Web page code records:
----------------

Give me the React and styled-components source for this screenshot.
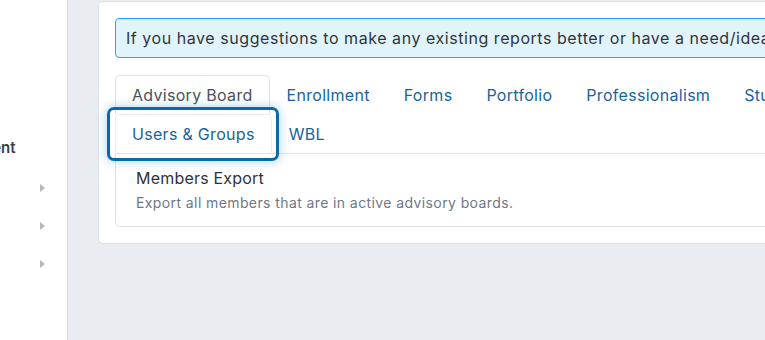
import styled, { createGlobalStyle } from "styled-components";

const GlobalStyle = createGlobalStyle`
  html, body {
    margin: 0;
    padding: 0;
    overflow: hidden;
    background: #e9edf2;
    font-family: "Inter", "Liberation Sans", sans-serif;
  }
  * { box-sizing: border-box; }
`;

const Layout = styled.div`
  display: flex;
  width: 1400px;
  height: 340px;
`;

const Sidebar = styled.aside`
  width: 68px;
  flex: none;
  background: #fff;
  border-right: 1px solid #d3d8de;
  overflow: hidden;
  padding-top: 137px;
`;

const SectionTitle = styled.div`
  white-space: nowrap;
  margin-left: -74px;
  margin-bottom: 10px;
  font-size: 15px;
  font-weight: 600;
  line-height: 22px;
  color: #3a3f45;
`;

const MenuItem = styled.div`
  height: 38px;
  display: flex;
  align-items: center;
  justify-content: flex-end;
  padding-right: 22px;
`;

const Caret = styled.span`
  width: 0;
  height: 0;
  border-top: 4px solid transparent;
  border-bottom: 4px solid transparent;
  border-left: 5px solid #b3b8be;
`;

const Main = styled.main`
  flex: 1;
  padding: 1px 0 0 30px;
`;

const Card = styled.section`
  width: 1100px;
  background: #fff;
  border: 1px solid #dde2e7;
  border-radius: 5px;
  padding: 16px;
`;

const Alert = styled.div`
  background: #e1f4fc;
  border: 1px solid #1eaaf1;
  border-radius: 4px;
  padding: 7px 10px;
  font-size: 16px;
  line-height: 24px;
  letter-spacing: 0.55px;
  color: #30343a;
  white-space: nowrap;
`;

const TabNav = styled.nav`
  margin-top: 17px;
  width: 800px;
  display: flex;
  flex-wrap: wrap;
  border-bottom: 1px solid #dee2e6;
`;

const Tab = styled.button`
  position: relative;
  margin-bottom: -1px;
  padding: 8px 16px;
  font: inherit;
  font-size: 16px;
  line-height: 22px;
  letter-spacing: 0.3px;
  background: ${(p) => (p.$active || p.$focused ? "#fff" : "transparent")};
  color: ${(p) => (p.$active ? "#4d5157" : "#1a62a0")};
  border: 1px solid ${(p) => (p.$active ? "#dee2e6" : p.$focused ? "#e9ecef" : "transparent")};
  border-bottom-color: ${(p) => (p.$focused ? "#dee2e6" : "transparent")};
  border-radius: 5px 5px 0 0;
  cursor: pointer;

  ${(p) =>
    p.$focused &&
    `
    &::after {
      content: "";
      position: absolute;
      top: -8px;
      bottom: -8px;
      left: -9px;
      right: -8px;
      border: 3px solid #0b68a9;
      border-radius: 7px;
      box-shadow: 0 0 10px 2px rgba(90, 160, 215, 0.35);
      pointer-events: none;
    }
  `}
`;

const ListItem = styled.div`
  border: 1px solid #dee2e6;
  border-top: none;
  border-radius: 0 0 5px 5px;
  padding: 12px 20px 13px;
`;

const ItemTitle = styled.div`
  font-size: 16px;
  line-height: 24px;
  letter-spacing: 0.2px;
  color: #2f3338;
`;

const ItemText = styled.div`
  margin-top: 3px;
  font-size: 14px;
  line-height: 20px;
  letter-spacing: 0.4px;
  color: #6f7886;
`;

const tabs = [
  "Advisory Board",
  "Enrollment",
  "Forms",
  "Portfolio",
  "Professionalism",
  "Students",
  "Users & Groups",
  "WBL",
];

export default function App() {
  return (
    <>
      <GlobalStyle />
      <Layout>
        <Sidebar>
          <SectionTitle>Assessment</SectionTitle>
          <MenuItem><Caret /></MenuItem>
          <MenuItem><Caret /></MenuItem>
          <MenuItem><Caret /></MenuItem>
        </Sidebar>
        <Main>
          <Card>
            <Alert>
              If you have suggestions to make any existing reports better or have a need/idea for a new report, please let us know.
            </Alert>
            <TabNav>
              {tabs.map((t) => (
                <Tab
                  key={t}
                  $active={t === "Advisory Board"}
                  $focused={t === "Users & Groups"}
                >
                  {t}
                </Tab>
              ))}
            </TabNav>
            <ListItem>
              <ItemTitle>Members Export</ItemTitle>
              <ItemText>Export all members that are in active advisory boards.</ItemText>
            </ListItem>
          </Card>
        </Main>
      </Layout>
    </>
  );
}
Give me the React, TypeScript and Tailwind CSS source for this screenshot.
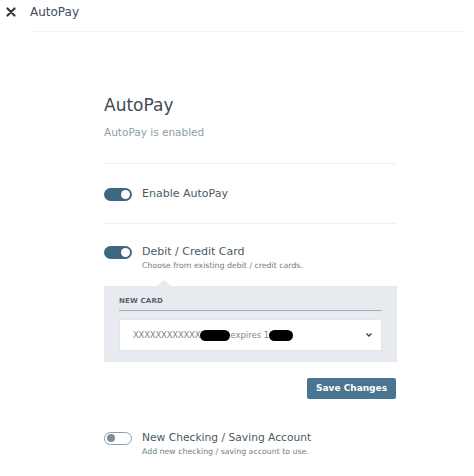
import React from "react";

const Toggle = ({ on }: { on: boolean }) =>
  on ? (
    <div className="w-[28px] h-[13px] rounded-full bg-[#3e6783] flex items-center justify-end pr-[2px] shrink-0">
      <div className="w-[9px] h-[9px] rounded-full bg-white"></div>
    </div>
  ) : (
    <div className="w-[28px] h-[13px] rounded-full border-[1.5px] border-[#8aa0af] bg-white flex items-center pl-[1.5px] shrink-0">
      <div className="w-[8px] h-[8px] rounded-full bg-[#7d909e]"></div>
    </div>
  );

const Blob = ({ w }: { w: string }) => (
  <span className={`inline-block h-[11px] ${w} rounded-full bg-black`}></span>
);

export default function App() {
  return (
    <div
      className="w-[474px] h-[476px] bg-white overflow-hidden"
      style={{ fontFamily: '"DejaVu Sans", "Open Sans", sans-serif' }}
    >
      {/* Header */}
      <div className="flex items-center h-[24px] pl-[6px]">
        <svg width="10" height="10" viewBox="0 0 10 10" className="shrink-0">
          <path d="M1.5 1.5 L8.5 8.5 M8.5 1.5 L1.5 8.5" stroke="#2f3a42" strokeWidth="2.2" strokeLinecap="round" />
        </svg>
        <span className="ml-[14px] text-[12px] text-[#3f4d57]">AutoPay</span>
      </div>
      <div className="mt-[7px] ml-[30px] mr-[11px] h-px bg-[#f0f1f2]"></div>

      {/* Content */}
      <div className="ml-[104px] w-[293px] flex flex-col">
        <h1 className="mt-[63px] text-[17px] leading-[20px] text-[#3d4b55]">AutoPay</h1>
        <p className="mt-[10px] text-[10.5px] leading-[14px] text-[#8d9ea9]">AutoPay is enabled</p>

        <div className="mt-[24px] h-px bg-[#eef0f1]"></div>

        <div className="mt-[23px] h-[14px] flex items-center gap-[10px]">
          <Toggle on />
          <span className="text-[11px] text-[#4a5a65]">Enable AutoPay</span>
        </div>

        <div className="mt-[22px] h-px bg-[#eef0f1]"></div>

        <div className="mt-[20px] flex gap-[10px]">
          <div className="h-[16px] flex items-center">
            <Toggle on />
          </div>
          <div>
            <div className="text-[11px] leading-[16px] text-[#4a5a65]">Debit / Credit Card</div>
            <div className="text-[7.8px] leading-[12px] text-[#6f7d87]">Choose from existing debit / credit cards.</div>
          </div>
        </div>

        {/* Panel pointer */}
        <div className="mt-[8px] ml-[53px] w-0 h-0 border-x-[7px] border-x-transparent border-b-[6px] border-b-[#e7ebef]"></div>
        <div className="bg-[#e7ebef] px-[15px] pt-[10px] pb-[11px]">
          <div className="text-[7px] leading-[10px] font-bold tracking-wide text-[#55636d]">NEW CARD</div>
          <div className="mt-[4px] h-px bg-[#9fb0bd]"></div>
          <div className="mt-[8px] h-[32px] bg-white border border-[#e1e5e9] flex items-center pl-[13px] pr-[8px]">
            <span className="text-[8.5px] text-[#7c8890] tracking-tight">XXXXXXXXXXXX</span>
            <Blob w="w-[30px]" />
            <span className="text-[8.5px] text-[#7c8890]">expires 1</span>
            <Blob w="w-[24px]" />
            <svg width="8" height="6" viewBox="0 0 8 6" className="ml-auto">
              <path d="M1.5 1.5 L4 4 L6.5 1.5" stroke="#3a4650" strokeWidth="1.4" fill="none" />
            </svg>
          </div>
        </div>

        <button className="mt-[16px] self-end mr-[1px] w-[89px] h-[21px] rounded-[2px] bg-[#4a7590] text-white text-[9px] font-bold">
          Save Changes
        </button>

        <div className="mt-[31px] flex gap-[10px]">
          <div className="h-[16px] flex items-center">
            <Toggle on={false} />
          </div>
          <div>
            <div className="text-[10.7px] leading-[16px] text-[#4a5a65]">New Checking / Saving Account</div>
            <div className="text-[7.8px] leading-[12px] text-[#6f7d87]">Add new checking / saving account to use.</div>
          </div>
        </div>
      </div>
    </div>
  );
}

----------------

To be done:
Would you restate, exactly and with no pictures, the lines of the entries above from the one containing "Give me the React, TypeScript" through the one containing "import React from"?

Answer to the exercise:
Give me the React, TypeScript and Tailwind CSS source for this screenshot.
import React from "react";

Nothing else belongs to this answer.